How to get started if you decide yes
If after all this you decide Go deserves your time --- and it’s fine if you decide it doesn’t --- here’s the path that worked for me:
- Start with the basics: the official Tour of Go is excellent. Learn Go from scratch if you want a more structured guide.
- Build a real project as soon as possible: a CLI, a REST API, a worker. Don’t stay stuck on syntax exercises.
- Read Go code from real projects: Docker, Kubernetes, Hugo. Seeing how a real project is structured teaches you more than any tutorial.
- Don’t try to write Go as if it were Java or Python. Go has its own patterns and conventions. If you fight against them, you’ll suffer.
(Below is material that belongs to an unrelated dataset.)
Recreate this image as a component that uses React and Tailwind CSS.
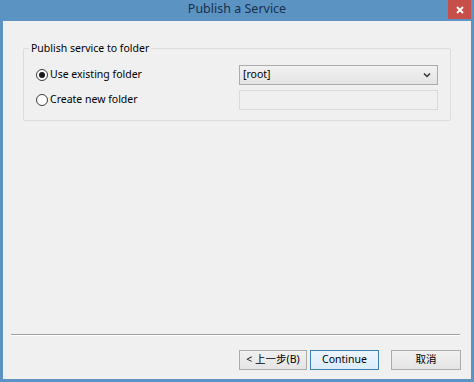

The tool I didn’t know I needed
Is it worth learning Go in 2026? It depends on your situation, but I’ll be direct. If you work or want to work in high-performance backend, infrastructure or cloud-native, yes. If you value the operational simplicity of compiling, deploying and maintaining with minimal friction, also yes. And if you’re interested in the Kubernetes/Docker/cloud ecosystem, Go is almost mandatory. On the other hand, if your focus is data science, you need very expressive domain modelling, or your team already delivers well with their current stack, there’s no reason to force the change.
Go is not the language that promises the most things. It doesn’t have the expressiveness of Kotlin, the versatility of Python, or the enterprise ecosystem of Java. But it’s one of the languages that puts the least noise between the idea and the deployment. You write, compile, deploy. And what you deploy starts fast, consumes little and is easy to maintain.
For me, learning Go didn’t replace Kotlin or Python. It added a tool I use when the others don’t fit. And that, coming from someone who didn’t need another language, says a lot.